* BEGIN EXTRACTED DATA *

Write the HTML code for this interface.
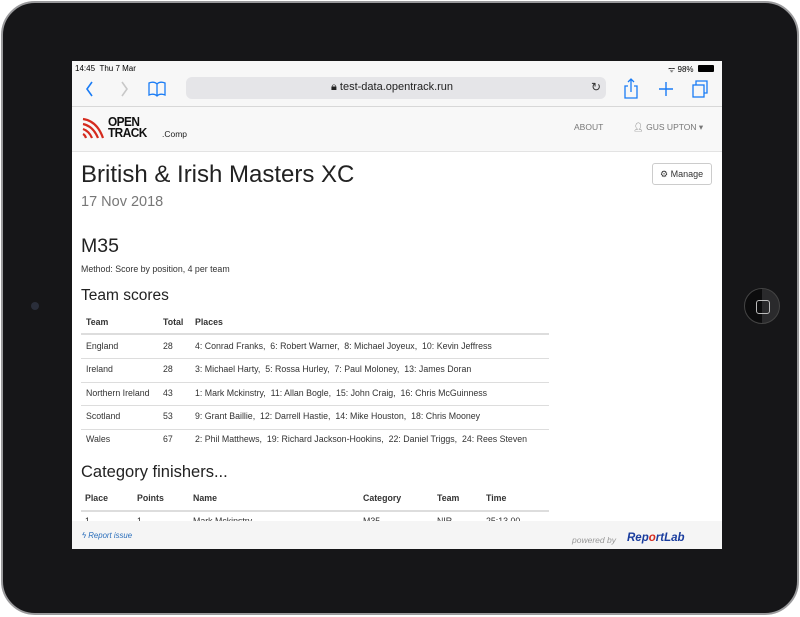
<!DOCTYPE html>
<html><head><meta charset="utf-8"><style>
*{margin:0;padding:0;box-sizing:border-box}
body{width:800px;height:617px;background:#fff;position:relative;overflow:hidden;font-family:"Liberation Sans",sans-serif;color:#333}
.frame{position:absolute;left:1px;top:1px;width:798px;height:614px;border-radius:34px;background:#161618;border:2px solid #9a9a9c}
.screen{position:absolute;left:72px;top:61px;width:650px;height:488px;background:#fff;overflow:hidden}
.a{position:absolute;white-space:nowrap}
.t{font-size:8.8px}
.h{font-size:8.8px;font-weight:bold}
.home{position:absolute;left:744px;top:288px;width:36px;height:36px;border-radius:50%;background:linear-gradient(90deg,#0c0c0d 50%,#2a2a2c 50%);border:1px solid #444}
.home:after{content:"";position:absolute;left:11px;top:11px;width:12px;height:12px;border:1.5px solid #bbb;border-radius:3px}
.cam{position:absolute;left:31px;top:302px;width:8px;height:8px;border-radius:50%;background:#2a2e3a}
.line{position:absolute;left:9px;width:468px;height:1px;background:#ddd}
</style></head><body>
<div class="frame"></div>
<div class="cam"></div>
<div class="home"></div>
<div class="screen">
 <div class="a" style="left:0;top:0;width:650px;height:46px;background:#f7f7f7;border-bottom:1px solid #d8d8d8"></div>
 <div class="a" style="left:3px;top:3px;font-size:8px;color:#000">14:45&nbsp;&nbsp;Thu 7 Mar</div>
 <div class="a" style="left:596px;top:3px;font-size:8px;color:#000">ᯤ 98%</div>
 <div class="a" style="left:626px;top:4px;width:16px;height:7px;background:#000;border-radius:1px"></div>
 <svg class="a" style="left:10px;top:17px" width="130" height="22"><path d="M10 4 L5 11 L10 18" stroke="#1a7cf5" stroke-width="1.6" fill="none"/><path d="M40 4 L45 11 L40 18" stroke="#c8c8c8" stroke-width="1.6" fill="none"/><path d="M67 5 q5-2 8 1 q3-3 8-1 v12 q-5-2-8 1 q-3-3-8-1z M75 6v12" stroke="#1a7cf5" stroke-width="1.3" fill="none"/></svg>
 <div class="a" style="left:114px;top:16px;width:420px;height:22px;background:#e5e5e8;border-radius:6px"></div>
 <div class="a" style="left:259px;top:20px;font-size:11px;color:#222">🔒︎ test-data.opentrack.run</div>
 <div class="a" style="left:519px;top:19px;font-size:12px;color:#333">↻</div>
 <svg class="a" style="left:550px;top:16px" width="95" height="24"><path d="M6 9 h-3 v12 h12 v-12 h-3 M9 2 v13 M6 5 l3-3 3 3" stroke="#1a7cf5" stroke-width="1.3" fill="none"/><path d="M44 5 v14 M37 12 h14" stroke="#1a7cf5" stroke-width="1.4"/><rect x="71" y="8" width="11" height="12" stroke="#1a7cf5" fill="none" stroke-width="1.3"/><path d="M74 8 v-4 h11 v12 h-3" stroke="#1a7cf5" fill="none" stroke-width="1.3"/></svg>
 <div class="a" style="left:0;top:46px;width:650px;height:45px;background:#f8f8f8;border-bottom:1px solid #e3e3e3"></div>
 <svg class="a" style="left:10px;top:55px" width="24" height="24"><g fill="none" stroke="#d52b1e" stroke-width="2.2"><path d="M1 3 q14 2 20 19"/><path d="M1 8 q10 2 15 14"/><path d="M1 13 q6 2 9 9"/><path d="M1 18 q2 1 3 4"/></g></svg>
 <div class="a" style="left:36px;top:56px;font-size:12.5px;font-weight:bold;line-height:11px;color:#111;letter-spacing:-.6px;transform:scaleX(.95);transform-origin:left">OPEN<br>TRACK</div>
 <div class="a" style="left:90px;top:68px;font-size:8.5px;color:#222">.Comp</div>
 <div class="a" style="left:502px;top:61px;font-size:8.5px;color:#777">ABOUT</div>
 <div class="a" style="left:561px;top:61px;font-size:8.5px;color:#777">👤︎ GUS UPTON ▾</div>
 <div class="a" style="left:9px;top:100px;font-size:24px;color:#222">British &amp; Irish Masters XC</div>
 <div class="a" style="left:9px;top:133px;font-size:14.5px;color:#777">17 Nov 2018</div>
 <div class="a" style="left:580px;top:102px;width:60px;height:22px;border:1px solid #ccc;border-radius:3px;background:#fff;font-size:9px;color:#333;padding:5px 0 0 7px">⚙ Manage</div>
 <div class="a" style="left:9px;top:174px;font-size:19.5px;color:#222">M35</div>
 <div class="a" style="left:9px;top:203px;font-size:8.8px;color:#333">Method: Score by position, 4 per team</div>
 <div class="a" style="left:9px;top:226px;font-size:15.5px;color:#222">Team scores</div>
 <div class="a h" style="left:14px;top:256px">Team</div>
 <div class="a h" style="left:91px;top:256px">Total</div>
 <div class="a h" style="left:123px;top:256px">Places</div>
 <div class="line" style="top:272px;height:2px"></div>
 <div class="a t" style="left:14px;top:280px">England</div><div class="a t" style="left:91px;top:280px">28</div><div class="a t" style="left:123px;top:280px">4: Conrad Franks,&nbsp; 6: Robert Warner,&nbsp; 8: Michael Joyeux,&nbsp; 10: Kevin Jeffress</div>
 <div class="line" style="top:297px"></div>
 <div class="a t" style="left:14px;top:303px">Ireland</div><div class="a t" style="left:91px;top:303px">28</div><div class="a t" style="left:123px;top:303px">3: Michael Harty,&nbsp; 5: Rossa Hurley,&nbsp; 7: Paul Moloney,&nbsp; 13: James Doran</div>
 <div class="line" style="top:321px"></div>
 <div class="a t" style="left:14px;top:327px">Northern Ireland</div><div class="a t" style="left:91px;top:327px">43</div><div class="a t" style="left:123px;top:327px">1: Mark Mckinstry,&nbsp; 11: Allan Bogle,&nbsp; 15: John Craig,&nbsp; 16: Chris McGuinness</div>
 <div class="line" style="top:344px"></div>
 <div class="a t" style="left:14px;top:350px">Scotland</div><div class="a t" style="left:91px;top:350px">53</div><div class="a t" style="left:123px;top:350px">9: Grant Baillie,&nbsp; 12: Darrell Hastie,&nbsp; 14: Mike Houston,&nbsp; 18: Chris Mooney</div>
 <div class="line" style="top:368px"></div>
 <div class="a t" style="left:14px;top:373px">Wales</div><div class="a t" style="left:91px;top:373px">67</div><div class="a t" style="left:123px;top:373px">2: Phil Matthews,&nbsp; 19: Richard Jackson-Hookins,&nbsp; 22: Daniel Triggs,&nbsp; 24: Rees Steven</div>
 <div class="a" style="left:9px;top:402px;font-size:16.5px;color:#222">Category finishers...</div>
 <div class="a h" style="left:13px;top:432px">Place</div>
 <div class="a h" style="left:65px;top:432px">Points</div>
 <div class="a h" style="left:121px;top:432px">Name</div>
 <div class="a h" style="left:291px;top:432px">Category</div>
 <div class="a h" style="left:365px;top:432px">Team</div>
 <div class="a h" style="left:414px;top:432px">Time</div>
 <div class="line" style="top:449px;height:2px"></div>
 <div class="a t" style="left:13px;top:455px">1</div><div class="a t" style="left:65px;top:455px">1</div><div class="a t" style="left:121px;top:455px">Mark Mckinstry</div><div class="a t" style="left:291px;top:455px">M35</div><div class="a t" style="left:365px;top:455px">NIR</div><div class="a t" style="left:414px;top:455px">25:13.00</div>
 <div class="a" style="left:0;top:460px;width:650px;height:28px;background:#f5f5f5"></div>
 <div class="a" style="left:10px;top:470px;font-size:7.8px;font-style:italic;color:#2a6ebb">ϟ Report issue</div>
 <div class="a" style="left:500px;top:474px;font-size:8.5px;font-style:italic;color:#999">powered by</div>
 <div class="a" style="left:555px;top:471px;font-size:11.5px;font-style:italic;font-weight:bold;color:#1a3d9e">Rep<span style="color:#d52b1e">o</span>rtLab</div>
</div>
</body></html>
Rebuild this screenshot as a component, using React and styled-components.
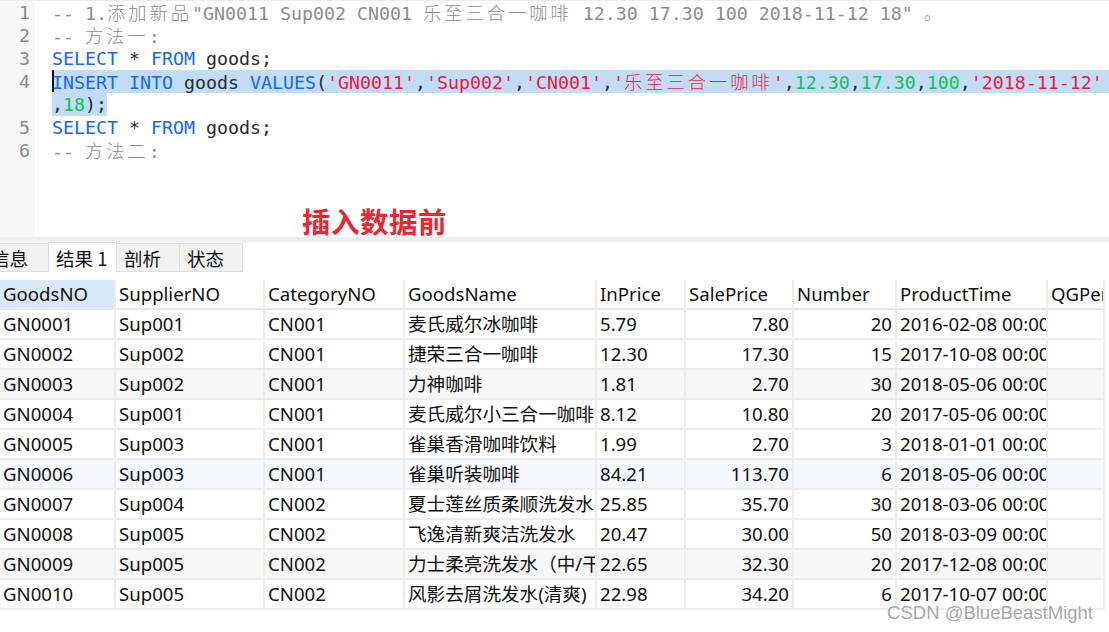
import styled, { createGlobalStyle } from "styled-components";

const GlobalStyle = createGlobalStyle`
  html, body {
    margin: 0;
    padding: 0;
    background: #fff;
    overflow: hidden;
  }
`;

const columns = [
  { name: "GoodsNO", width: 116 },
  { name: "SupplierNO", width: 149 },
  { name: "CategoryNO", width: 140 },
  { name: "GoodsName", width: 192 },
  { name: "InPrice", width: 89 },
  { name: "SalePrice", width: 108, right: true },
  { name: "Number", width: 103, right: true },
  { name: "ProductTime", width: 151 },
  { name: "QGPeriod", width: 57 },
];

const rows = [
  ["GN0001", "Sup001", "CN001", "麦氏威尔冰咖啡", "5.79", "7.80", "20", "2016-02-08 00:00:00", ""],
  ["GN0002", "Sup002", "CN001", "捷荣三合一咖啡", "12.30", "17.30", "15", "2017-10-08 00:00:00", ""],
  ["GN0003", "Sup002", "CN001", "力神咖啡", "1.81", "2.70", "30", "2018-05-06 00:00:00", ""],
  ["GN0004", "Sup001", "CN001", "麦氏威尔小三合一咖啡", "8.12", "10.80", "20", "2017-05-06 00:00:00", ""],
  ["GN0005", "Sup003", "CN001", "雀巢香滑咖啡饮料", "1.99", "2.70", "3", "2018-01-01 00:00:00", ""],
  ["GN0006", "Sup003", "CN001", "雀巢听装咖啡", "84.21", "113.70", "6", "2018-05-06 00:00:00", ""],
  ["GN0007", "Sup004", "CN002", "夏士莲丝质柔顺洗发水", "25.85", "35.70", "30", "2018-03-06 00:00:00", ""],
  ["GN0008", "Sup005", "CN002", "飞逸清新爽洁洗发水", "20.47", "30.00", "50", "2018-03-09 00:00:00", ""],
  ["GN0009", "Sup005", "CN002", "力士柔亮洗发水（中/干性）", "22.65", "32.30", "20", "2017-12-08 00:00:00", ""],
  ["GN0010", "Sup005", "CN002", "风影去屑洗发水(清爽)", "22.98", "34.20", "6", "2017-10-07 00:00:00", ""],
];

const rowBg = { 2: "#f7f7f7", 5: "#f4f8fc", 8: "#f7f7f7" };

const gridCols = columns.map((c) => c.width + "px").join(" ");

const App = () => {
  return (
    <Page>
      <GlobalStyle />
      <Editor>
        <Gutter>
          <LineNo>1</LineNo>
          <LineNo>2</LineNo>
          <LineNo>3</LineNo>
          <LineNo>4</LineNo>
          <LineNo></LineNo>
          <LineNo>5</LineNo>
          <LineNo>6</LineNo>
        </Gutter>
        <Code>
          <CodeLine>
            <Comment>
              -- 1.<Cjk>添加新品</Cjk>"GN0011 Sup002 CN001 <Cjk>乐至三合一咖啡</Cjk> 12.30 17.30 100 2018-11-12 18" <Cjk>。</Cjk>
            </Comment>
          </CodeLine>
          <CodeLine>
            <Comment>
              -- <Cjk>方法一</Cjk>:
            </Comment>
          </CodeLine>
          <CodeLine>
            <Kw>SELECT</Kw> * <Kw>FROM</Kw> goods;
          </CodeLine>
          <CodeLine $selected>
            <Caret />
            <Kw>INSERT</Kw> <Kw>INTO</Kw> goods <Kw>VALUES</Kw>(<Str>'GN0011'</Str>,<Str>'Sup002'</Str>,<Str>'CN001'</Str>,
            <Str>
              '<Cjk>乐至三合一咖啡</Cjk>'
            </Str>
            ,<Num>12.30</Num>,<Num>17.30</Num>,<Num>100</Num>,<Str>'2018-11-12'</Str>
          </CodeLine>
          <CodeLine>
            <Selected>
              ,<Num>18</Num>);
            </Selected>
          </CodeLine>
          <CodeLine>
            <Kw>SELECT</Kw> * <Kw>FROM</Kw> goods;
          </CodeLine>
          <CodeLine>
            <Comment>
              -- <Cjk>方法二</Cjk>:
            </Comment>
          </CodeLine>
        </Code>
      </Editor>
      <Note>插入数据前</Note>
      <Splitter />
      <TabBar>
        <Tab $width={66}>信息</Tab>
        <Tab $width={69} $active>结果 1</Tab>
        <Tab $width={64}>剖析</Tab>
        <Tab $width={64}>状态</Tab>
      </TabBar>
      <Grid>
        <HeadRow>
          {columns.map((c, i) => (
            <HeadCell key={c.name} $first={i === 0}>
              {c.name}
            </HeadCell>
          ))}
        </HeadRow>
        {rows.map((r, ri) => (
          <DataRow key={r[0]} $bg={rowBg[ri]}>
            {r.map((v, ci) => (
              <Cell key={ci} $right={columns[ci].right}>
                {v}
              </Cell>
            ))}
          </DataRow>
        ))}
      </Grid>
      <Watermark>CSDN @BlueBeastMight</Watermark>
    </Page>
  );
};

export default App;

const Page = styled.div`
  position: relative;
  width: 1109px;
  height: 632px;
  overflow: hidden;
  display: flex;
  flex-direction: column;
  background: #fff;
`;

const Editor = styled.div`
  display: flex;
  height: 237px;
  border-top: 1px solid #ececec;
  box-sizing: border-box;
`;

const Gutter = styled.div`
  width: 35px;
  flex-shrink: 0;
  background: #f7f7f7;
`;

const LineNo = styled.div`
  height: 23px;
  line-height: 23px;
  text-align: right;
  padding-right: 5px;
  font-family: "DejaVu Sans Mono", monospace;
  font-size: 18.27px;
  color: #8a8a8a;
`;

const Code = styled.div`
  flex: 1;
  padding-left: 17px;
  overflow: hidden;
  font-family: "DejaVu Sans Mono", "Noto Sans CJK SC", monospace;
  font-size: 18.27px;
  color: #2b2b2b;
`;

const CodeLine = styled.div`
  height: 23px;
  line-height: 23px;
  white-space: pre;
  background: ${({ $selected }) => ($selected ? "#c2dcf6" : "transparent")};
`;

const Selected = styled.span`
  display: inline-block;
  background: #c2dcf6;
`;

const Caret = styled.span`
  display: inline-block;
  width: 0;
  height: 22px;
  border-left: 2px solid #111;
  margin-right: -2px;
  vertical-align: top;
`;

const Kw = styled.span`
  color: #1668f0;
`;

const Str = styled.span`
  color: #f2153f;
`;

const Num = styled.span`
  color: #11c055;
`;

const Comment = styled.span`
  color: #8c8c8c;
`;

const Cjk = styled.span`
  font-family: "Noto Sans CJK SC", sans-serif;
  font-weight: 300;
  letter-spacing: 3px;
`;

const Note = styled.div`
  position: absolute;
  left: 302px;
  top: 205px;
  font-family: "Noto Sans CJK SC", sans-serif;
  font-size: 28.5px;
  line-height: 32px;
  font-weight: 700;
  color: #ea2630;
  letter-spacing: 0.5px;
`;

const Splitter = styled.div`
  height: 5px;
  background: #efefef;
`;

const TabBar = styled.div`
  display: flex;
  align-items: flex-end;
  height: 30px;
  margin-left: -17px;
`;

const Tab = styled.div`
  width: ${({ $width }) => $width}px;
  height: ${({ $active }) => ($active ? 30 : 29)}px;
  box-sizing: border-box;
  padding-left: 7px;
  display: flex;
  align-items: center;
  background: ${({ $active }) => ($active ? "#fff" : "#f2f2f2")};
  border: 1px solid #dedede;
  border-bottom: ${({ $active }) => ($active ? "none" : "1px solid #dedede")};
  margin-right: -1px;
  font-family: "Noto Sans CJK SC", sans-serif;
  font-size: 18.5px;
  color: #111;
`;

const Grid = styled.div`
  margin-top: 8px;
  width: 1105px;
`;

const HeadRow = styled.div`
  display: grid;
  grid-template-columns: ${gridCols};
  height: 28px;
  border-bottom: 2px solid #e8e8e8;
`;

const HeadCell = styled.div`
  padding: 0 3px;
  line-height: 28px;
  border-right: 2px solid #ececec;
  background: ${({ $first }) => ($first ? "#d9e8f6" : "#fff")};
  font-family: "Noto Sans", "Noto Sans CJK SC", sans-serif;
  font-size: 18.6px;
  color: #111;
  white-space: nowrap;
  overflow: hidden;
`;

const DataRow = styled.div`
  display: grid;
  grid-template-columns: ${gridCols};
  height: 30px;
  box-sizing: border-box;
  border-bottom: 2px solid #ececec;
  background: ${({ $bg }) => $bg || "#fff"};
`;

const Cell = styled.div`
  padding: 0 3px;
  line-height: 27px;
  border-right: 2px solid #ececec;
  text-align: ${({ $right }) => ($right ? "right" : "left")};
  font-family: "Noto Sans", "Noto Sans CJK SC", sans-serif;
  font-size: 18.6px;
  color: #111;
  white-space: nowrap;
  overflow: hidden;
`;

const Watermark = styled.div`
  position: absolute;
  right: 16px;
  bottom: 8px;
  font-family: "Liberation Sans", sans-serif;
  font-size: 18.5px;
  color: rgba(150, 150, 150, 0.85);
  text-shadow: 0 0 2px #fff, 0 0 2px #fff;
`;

* END EXTRACTED DATA *

### [WORK TO COMPLETE]
State only the number of lines in these entries that contain "components".

### [RESPONSE BELOW]
2